Abolitionist view of the chances of slave women

March 13– Thursday– Montour, New York– Birth of Jane Delano, founder of the American Red Cross Nursing Service.

March 13– Thursday– Washington, D.C.– Presented with a handsome buggy whip by a delegation of Massachusetts businessmen, President Lincoln expresses his thanks, saying that “it is evidently expected that a good deal of whipping is to be done.

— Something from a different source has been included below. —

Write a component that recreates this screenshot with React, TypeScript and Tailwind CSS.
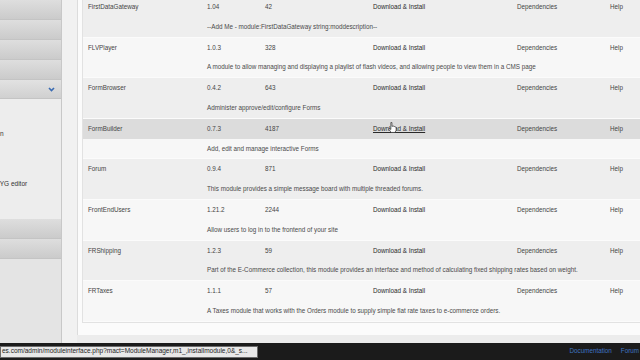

But as we meet here socially let us not think only of whipping rebels, or of those who seem to think only of whipping Negroes, but of those pleasant days, which it is to be hoped are in store for us, when seated behind a good pair of horses we can crack our whips and drive through a peaceful, happy, and prosperous land.” Lincoln issues an executive order to General McClellan to take “the force down the Potomac, choosing a new base at Fortress Monroe, or anywhere between here and there, or, at all events, move such remainder of the army at once in pursuit of the enemy by some route.”

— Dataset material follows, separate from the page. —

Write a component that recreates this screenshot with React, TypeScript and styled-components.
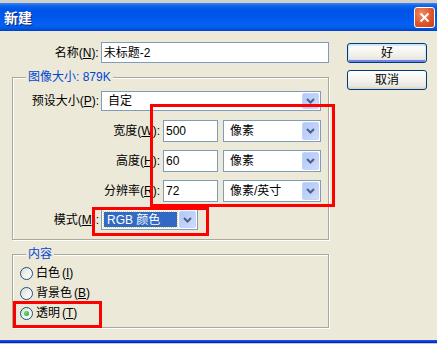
import styled, { createGlobalStyle } from 'styled-components'

const GlobalStyle = createGlobalStyle`
    *{
        margin: 0px;
        padding: 0px;
        box-sizing: border-box;
    }
    body{
        width: 437px;
        height: 344px;
        overflow: hidden;
        background: #ECE9D8;
        font-family: "Liberation Sans", "Noto Sans CJK SC", sans-serif;
        font-size: 12px;
        color: #000;
    }
`

const Window = styled.div`
    position: relative;
    width: 437px;
    height: 344px;
    display: flex;
    flex-direction: column;
    background: #ECE9D8;
`

const TopStrip = styled.div`
    height: 3px;
    background: #D4D0C8;
`

const TitleBar = styled.div`
    height: 28px;
    display: flex;
    align-items: center;
    justify-content: space-between;
    padding: 0 2px 0 4px;
    background: linear-gradient(#3B86F2 0px, #0C61EC 3px, #0055E6 7px, #0057EC 15px, #0462F4 22px, #0053E0 26px, #0040BF 28px);
`

const Title = styled.span`
    font-family: "Noto Sans CJK SC", sans-serif;
    font-weight: 700;
    font-size: 14px;
    line-height: 16px;
    color: #fff;
    text-shadow: 1px 1px 0 #0A1E7A;
`

const CloseButton = styled.div`
    width: 21px;
    height: 21px;
    border: 1px solid #fff;
    border-radius: 3px;
    background: radial-gradient(circle at 35% 30%, #F08A62 0%, #E0552A 55%, #C7401A 100%);
    display: flex;
    align-items: center;
    justify-content: center;
`

const Body = styled.div`
    flex: 1;
    display: flex;
    align-items: flex-start;
`

const LeftCol = styled.div`
    width: 329px;
    padding: 11px 0 0 12px;
    display: flex;
    flex-direction: column;
`

const RightCol = styled.div`
    margin-left: 18px;
    padding-top: 12px;
    display: flex;
    flex-direction: column;
    gap: 7px;
`

const BottomFrame = styled.div`
    height: 4px;
    background: linear-gradient(#1A5BE8 0px, #0831D9 2px, #001EA0 3px, #C8C8C8 3px);
`

const Row = styled.div<{ $mt?: number; $h?: number }>`
    display: flex;
    align-items: center;
    height: ${p => p.$h ?? 22}px;
    margin-top: ${p => p.$mt ?? 0}px;
`

const Label = styled.span<{ $w: number; $gap?: number }>`
    width: ${p => p.$w}px;
    margin-right: ${p => p.$gap ?? 2}px;
    text-align: right;
    white-space: nowrap;
    line-height: 14px;
    u{
        text-decoration: underline;
    }
`

const TextBox = styled.div<{ $w: number }>`
    width: ${p => p.$w}px;
    height: 100%;
    border: 1px solid #7F9DB9;
    background: #fff;
    padding-left: 2px;
    display: flex;
    align-items: center;
    line-height: 14px;
`

const Select = styled.div<{ $w: number; $ml?: number }>`
    width: ${p => p.$w}px;
    height: 100%;
    margin-left: ${p => p.$ml ?? 0}px;
    border: 1px solid #7F9DB9;
    background: #fff;
    display: flex;
    align-items: stretch;
    padding: 1px;
`

const SelectText = styled.span<{ $active?: boolean }>`
    flex: 1;
    display: flex;
    align-items: center;
    line-height: 14px;
    padding-left: ${p => (p.$active ? 3 : 5)}px;
    margin: ${p => (p.$active ? '1px 2px 1px 1px' : '0')};
    background: ${p => (p.$active ? '#316AC5' : 'transparent')};
    color: ${p => (p.$active ? '#fff' : '#000')};
    outline: ${p => (p.$active ? '1px dotted #E8D080' : 'none')};
`

const DropButton = styled.span`
    width: 17px;
    border: 1px solid #C3D3FD;
    border-radius: 2px;
    background: linear-gradient(135deg, #B4C8F6 0%, #C1D3FB 60%, #D2DEFB 100%);
    display: flex;
    align-items: center;
    justify-content: center;
`

const Group = styled.div<{ $pad: string; $mt: number }>`
    position: relative;
    width: 317px;
    margin-top: ${p => p.$mt}px;
    padding: ${p => p.$pad};
    border: 1px solid #ACA899;
    box-shadow: 1px 1px 0 #fff, inset 1px 1px 0 #fff;
    display: flex;
    flex-direction: column;
`

const Legend = styled.span`
    position: absolute;
    top: -8px;
    left: 13px;
    padding: 0 2px;
    line-height: 14px;
    background: #ECE9D8;
    color: #0046D5;
`

const Button = styled.div<{ $default?: boolean }>`
    width: 80px;
    height: 20px;
    border: 1px solid #003C74;
    border-radius: 3px;
    background: linear-gradient(#FFFFFF 0%, #F4F3EE 50%, #E8E6DD 85%, #D6D0C5 100%);
    box-shadow: ${p => (p.$default ? 'inset 0 1px 0 1px #CEE7FF, inset 0 -1px 0 1px #6982EE' : 'none')};
    display: flex;
    align-items: center;
    justify-content: center;
    line-height: 14px;
`

const RadioRow = styled.div`
    height: 20px;
    display: flex;
    align-items: center;
    gap: 3px;
    line-height: 14px;
`

const RadioCircle = styled.span<{ $checked?: boolean }>`
    width: 13px;
    height: 13px;
    border-radius: 50%;
    border: 1px solid #1C5180;
    background: linear-gradient(135deg, #DCDCD7 0%, #F4F4F0 60%, #fff 100%);
    display: flex;
    align-items: center;
    justify-content: center;
    &::after{
        content: '';
        display: ${p => (p.$checked ? 'block' : 'none')};
        width: 5px;
        height: 5px;
        border-radius: 50%;
        background: radial-gradient(circle at 35% 35%, #6FE06F, #21A121);
    }
`

const Hotkey = styled.span`
    margin-left: 2px;
    font-size: 12px;
`

const Marker = styled.div<{ $x: number; $y: number; $w: number; $h: number }>`
    position: absolute;
    left: ${p => p.$x}px;
    top: ${p => p.$y}px;
    width: ${p => p.$w}px;
    height: ${p => p.$h}px;
    border: 3px solid #FF0000;
    pointer-events: none;
`

const Chevron = () => (
    <svg width="9" height="6" viewBox="0 0 9 6">
        <path d="M1 1 L4.5 4.5 L8 1" fill="none" stroke="#4D6185" strokeWidth="2" />
    </svg>
)

const DropDown = ({ w, text, ml, active }: { w: number; text: string; ml?: number; active?: boolean }) => (
    <Select $w={w} $ml={ml}>
        <SelectText $active={active}>{text}</SelectText>
        <DropButton><Chevron /></DropButton>
    </Select>
)

const sizeRows = [
    { label: '宽度', key: 'W', value: '500', unit: '像素', mt: 9 },
    { label: '高度', key: 'H', value: '60', unit: '像素', mt: 8 },
    { label: '分辨率', key: 'R', value: '72', unit: '像素/英寸', mt: 8 },
]

const radios = [
    { label: '白色', key: 'I', checked: false },
    { label: '背景色', key: 'B', checked: false },
    { label: '透明', key: 'T', checked: true },
]

const App = () => {
    return (
        <>
            <GlobalStyle />
            <Window>
                <TopStrip />
                <TitleBar>
                    <Title>新建</Title>
                    <CloseButton>
                        <svg width="11" height="11" viewBox="0 0 11 11">
                            <path d="M1.5 1.5 L9.5 9.5 M9.5 1.5 L1.5 9.5" stroke="#fff" strokeWidth="2" />
                        </svg>
                    </CloseButton>
                </TitleBar>
                <Body>
                    <LeftCol>
                        <Row $h={21}>
                            <Label $w={87}>名称(<u>N</u>):</Label>
                            <TextBox $w={229}>未标题-2</TextBox>
                        </Row>
                        <Group $mt={14} $pad="13px 0 9px 0">
                            <Legend>图像大小: 879K</Legend>
                            <Row $h={20}>
                                <Label $w={86}>预设大小(<u>P</u>):</Label>
                                <DropDown w={220} text="自定" />
                            </Row>
                            {sizeRows.map(r => (
                                <Row key={r.key} $mt={r.mt}>
                                    <Label $w={147} $gap={3}>{r.label}(<u>{r.key}</u>):</Label>
                                    <TextBox $w={55}>{r.value}</TextBox>
                                    <DropDown w={98} ml={5} text={r.unit} />
                                </Row>
                            ))}
                            <Row $h={21} $mt={7}>
                                <Label $w={86}>模式(<u>M</u>):</Label>
                                <DropDown w={97} text="RGB 颜色" active />
                            </Row>
                        </Group>
                        <Group $mt={14} $pad="8px 0 4px 7px">
                            <Legend>内容</Legend>
                            {radios.map(r => (
                                <RadioRow key={r.key}>
                                    <RadioCircle $checked={r.checked} />
                                    <span>{r.label}<Hotkey>(<u>{r.key}</u>)</Hotkey></span>
                                </RadioRow>
                            ))}
                        </Group>
                    </LeftCol>
                    <RightCol>
                        <Button $default>好</Button>
                        <Button>取消</Button>
                    </RightCol>
                </Body>
                <BottomFrame />
                <Marker $x={150} $y={104} $w={185} $h={103} />
                <Marker $x={92} $y={207} $w={117} $h={29} />
                <Marker $x={13} $y={301} $w={89} $h={27} />
            </Window>
        </>
    )
}

export default App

 March 14– Friday– Christiania, Norway– Birth of Vilhelm Frimen Koren Bjerknes, physicist and meteorologist who will help to develop modern weather forecasting.

March 14– Friday– New Berne, North Carolina– Federal troops capture the town, suffering 471 dead, wounded and missing while inflicting about 600 Confederate casualties.

 

Gunboats at the battle of New Berne

 

March 14– Friday– Boston, Massachusetts– The Liberator criticizes President Lincoln’s proposal of March 6th for compensated emancipation, mocking the content and language of the message to Congress, ridiculing the idea of “pecuniary cooperation . . . for the inconveniences, public and private, produced by such change of system. . . . bunglingly expressed, quite discreditable in that particular as official documents. . . . [The] President is at war with common sense, sound reason, the teachings of history.” The paper asserts that the president “has now THE CONSTITUTIONAL RIGHT, POWER AND OPPORTUNITY to ‘proclaim liberty throughout the land to all the in habitants thereof’ and neither the President nor Congress must be allowed to evade this solemn duty by any dodge of this kind.”

March 15– Saturday– Washington, D.C.– President Lincoln issues an executive order expressing his thanks to the commander and crew of the USS Monitor “for the heroism you have displayed and the great service you have rendered.” The President also signs legislation establishing American participation in a joint commission of France, Great Britain and the United States to determine means of preserving fisheries in the North Atlantic Ocean.

March 15– Saturday– New York City– With a sly comment about Britain’s diplomatic and military response to the Trent affair, Harpers Weekly alleges that the “expense to England of the Mason and Slidell affair is understood to be £364,000 ($1,820,000).

A cruiser of the British Africa Squadron chases a slaver

March 15– Saturday– Washington, D.C.– Lord Lyons, the British Minister, reports to Lord Russell in the Foreign Office that he, Lyons, has “seen Mr. Seward and have spoken to him, in the sense of those Despatches, on the subject of the search and capture by British Cruizers of American Vessels engaged in the Slave Trade. I said to Mr. Seward that in the opinion of Her Majesty’s Government the only mode of providing for the safe and lawful exercise of a power to effect such searches and captures, would be the conclusion of an efficient Slave Trade Treaty between the two Countries; and I put into his hands the Draft of such a Treaty which was inclosed in your Lordship’s [dispatch of March 1st]. Mr. Seward appeared to doubt its being advisable to enter at the present moment into negotiations for the conclusion of a Treaty. He said, however, that he would consider the matter. He observed that the occupation of the Coast of the Southern States by the Federal troops would, he supposed, soon very much diminish the number of ships required to maintain the Blockade and would thus enable this Government to employ an efficient Squadron in operations against the Slave Trade.”